Exercise directions - Report the count of lines below in which the string "components" occurs; include nothing else.

Material provided -

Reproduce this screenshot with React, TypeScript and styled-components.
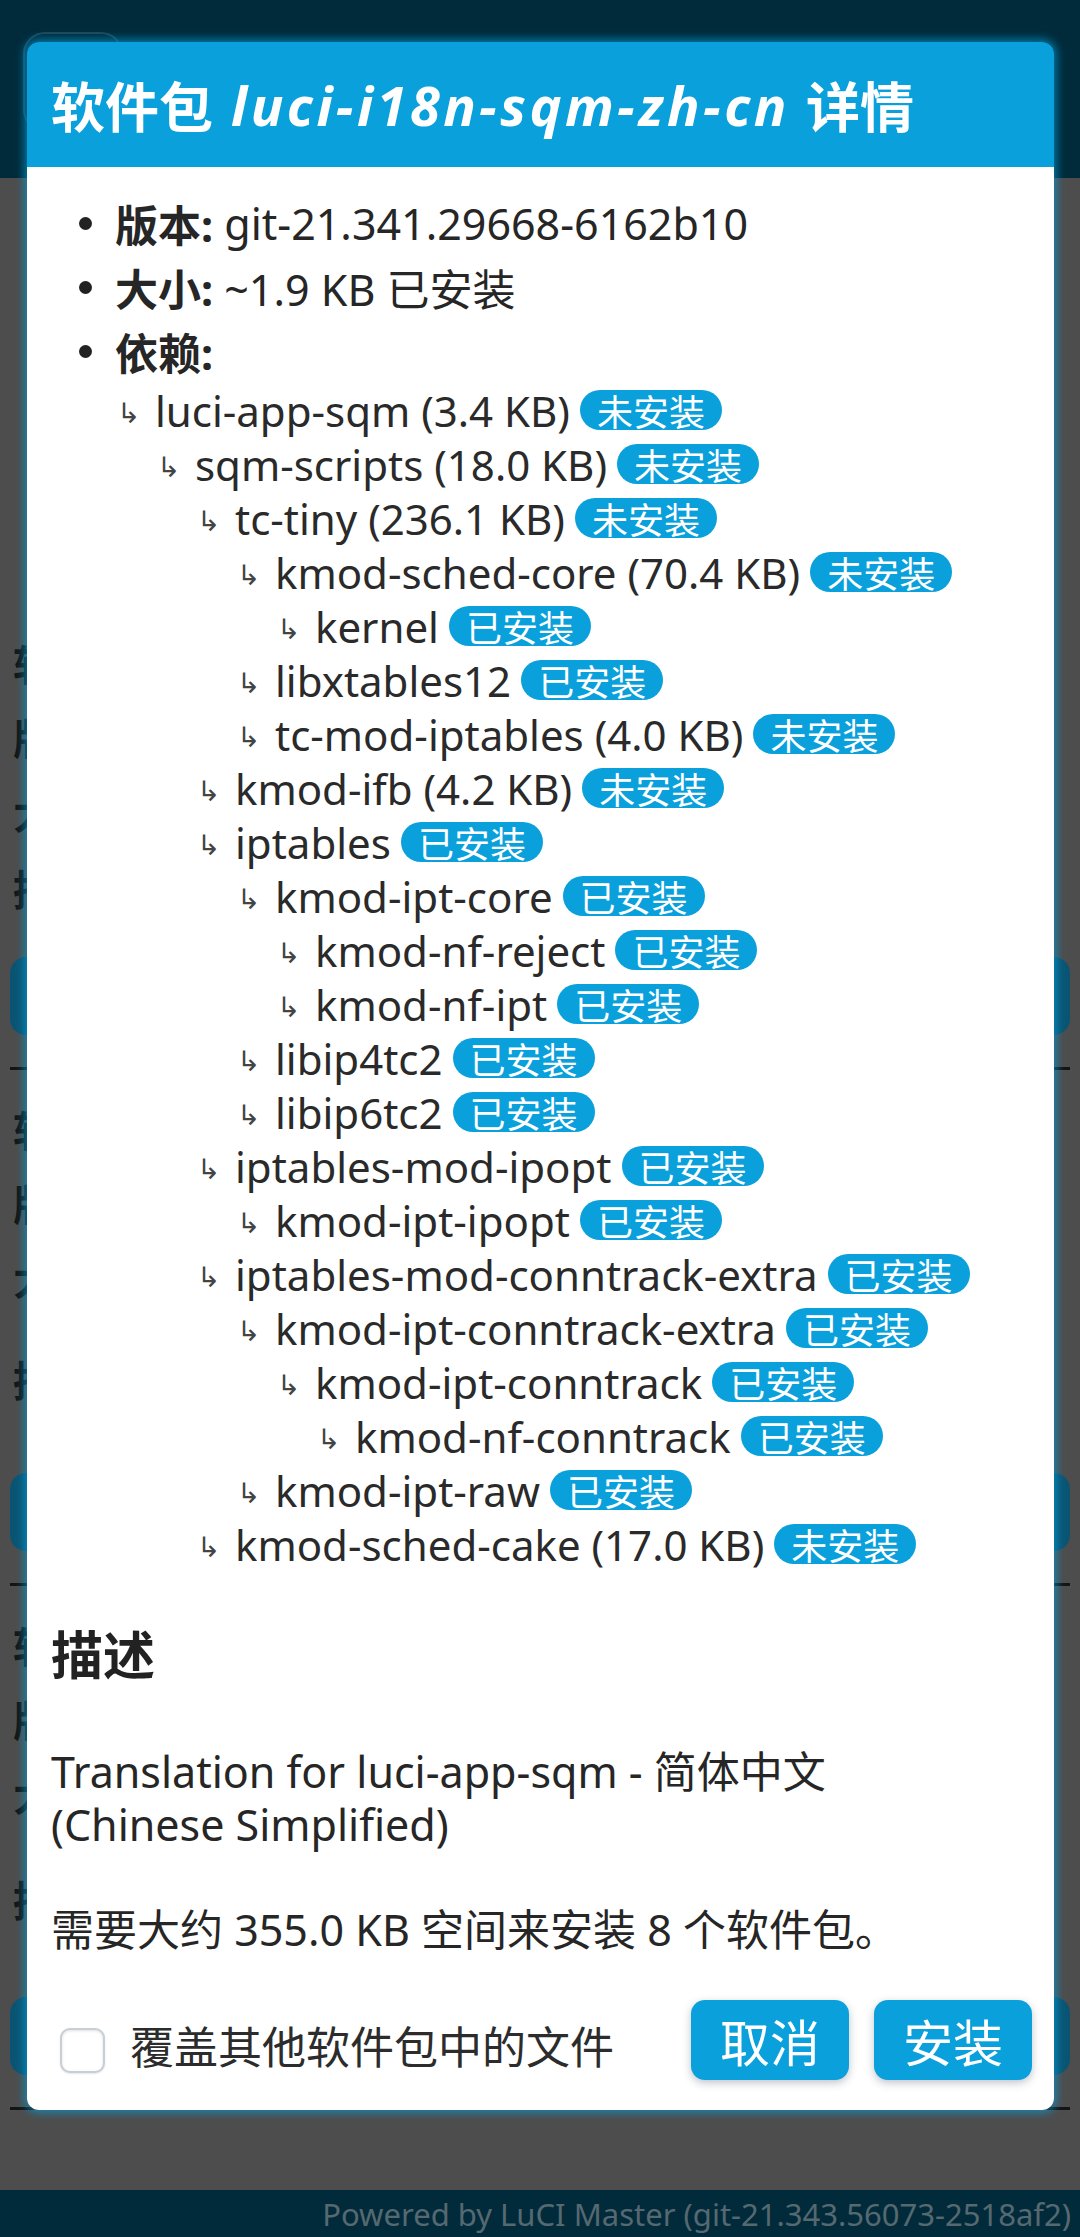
import React from "react";
import styled, { createGlobalStyle } from "styled-components";

const GlobalStyle = createGlobalStyle`
  html, body { margin: 0; padding: 0; }
  body {
    font-family: "Noto Sans", "Noto Sans CJK SC", sans-serif;
    background: #4d4d4d;
  }
  * { box-sizing: border-box; }
`;

const Page = styled.div`
  position: relative;
  width: 1080px;
  height: 2237px;
  display: flex;
  flex-direction: column;
  overflow: hidden;
`;

const TopBar = styled.header`
  flex: none;
  height: 178px;
  background: #012b3b;
  padding: 32px 23px;
`;

const MenuBox = styled.div`
  width: 100px;
  height: 100px;
  border-radius: 22px;
  border: 2px solid rgba(130, 175, 195, 0.22);
`;

const Main = styled.main`
  flex: 1;
  background: #4d4d4d;
  padding: 426px 10px 0;
`;

const Card = styled.section`
  display: flex;
  flex-direction: column;
  padding-top: 21px;
  border-bottom: 3px solid #141414;
`;

const Field = styled.div<{ $h: number }>`
  height: ${(p) => p.$h}px;
  display: flex;
  align-items: center;
  padding-left: 3px;
  font-size: 42px;
  font-weight: 700;
  color: #151515;
  white-space: nowrap;
`;

const CardButton = styled.div`
  margin: 30px 0 32px;
  height: 78px;
  border-radius: 16px;
  background: #0a5473;
`;

const BottomBar = styled.footer`
  flex: none;
  height: 47px;
  background: #012b3b;
  display: flex;
  justify-content: flex-end;
  align-items: center;
  padding-right: 9px;
  font-size: 31px;
  color: #566870;
`;

const Dialog = styled.div`
  position: absolute;
  top: 42px;
  left: 27px;
  right: 26px;
  border-radius: 12px;
  box-shadow: 0 0 9px 3px rgba(0, 160, 220, 0.65);
`;

const DialogHead = styled.h4`
  margin: 0;
  height: 125px;
  display: flex;
  align-items: center;
  padding: 0 24px;
  background: #0aa0dc;
  color: #fff;
  font-size: 54px;
  font-weight: 700;
  white-space: pre;
  border-radius: 12px 12px 0 0;

  em {
    font-style: italic;
    letter-spacing: 3.5px;
    margin: 0 2px 0 4px;
  }
`;

const DialogBody = styled.div`
  background: #fff;
  color: #262626;
  padding: 24px 22px 30px 24px;
  border-radius: 0 0 12px 12px;
`;

const InfoList = styled.ul`
  margin: 0;
  padding: 0;
  list-style: none;
`;

const InfoRow = styled.div`
  display: flex;
  align-items: center;
  height: 64px;
  font-size: 43px;
  white-space: pre;

  strong {
    font-weight: 700;
  }
`;

const Bullet = styled.span`
  flex: none;
  width: 13px;
  height: 13px;
  border-radius: 50%;
  background: #222;
  margin: 0 23px 0 28px;
`;

const Tree = styled.ul`
  margin: 0;
  padding: 0;
  list-style: none;
`;

const TreeRow = styled.li<{ $depth: number }>`
  display: flex;
  align-items: center;
  height: 54px;
  padding-left: ${(p) => 66 + (p.$depth - 1) * 40}px;
  font-size: 42px;
  color: #2a2a2a;
  white-space: pre;
`;

const Arrow = styled.span`
  flex: none;
  width: 38px;
  font-family: "DejaVu Sans", sans-serif;
  font-size: 28px;
  color: #444;
  padding-top: 6px;
`;

const Badge = styled.span`
  display: inline-flex;
  align-items: center;
  height: 40px;
  margin-left: 10px;
  padding: 0 17px;
  border-radius: 20px;
  background: #0aa0dc;
  color: #fff;
  font-size: 36px;
`;

const SectionTitle = styled.h3`
  margin: 53px 0 0;
  font-size: 52px;
  font-weight: 700;
  line-height: 62px;
  color: #222;
`;

const Para = styled.p<{ $gap: number }>`
  margin: ${(p) => p.$gap}px 0 0;
  font-size: 43px;
  line-height: 53px;
  color: #262626;
`;

const ActionRow = styled.div`
  margin-top: 44px;
  display: flex;
  align-items: center;
  justify-content: space-between;
`;

const CheckLabel = styled.label`
  display: flex;
  align-items: center;
  gap: 25px;
  margin: 10px 0 0 9px;
  font-size: 44px;
  color: #2c2c2c;
`;

const CheckBox = styled.input`
  appearance: none;
  margin: 10px 0 0;
  width: 45px;
  height: 45px;
  border: 2px solid #c6cfd6;
  border-radius: 10px;
  background: #fff;
  box-shadow: inset 0 1px 3px rgba(0, 0, 0, 0.12), 0 1px 2px rgba(0, 0, 0, 0.1);
`;

const Buttons = styled.div`
  display: flex;
  gap: 25px;
`;

const ActionButton = styled.button`
  width: 158px;
  height: 80px;
  border: none;
  border-radius: 14px;
  background: #0aa0dc;
  color: #fff;
  font-family: inherit;
  font-size: 50px;
  box-shadow: 0 3px 8px rgba(40, 60, 90, 0.3);
  padding: 0;
`;

type Dep = { d: number; name: string; installed: boolean };

const deps: Dep[] = [
  { d: 1, name: "luci-app-sqm (3.4 KB)", installed: false },
  { d: 2, name: "sqm-scripts (18.0 KB)", installed: false },
  { d: 3, name: "tc-tiny (236.1 KB)", installed: false },
  { d: 4, name: "kmod-sched-core (70.4 KB)", installed: false },
  { d: 5, name: "kernel", installed: true },
  { d: 4, name: "libxtables12", installed: true },
  { d: 4, name: "tc-mod-iptables (4.0 KB)", installed: false },
  { d: 3, name: "kmod-ifb (4.2 KB)", installed: false },
  { d: 3, name: "iptables", installed: true },
  { d: 4, name: "kmod-ipt-core", installed: true },
  { d: 5, name: "kmod-nf-reject", installed: true },
  { d: 5, name: "kmod-nf-ipt", installed: true },
  { d: 4, name: "libip4tc2", installed: true },
  { d: 4, name: "libip6tc2", installed: true },
  { d: 3, name: "iptables-mod-ipopt", installed: true },
  { d: 4, name: "kmod-ipt-ipopt", installed: true },
  { d: 3, name: "iptables-mod-conntrack-extra", installed: true },
  { d: 4, name: "kmod-ipt-conntrack-extra", installed: true },
  { d: 5, name: "kmod-ipt-conntrack", installed: true },
  { d: 6, name: "kmod-nf-conntrack", installed: true },
  { d: 4, name: "kmod-ipt-raw", installed: true },
  { d: 3, name: "kmod-sched-cake (17.0 KB)", installed: false },
];

const cards = [80, 130, 138];

export default function App() {
  return (
    <>
      <GlobalStyle />
      <Page>
        <TopBar>
          <MenuBox />
        </TopBar>
        <Main>
          {cards.map((h, i) => (
            <Card key={i}>
              <Field $h={74}>软件包名称</Field>
              <Field $h={74}>版本</Field>
              <Field $h={74}>大小</Field>
              <Field $h={h}>描述</Field>
              <CardButton />
            </Card>
          ))}
        </Main>
        <BottomBar>Powered by LuCI Master (git-21.343.56073-2518af2)</BottomBar>

        <Dialog>
          <DialogHead>
            软件包 <em>luci-i18n-sqm-zh-cn</em> 详情
          </DialogHead>
          <DialogBody>
            <InfoList>
              <li>
                <InfoRow>
                  <Bullet />
                  <strong>版本:</strong> git-21.341.29668-6162b10
                </InfoRow>
              </li>
              <li>
                <InfoRow>
                  <Bullet />
                  <strong>大小:</strong> ~1.9 KB 已安装
                </InfoRow>
              </li>
              <li>
                <InfoRow>
                  <Bullet />
                  <strong>依赖:</strong>
                </InfoRow>
                <Tree>
                  {deps.map((dep, i) => (
                    <TreeRow key={i} $depth={dep.d}>
                      <Arrow>↳</Arrow>
                      {dep.name}
                      <Badge>{dep.installed ? "已安装" : "未安装"}</Badge>
                    </TreeRow>
                  ))}
                </Tree>
              </li>
            </InfoList>
            <SectionTitle>描述</SectionTitle>
            <Para $gap={59}>
              Translation for luci-app-sqm - 简体中文
              <br />
              (Chinese Simplified)
            </Para>
            <Para $gap={52}>需要大约 355.0 KB 空间来安装 8 个软件包。</Para>
            <ActionRow>
              <CheckLabel>
                <CheckBox type="checkbox" />
                覆盖其他软件包中的文件
              </CheckLabel>
              <Buttons>
                <ActionButton>取消</ActionButton>
                <ActionButton>安装</ActionButton>
              </Buttons>
            </ActionRow>
          </DialogBody>
        </Dialog>
      </Page>
    </>
  );
}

The output - 2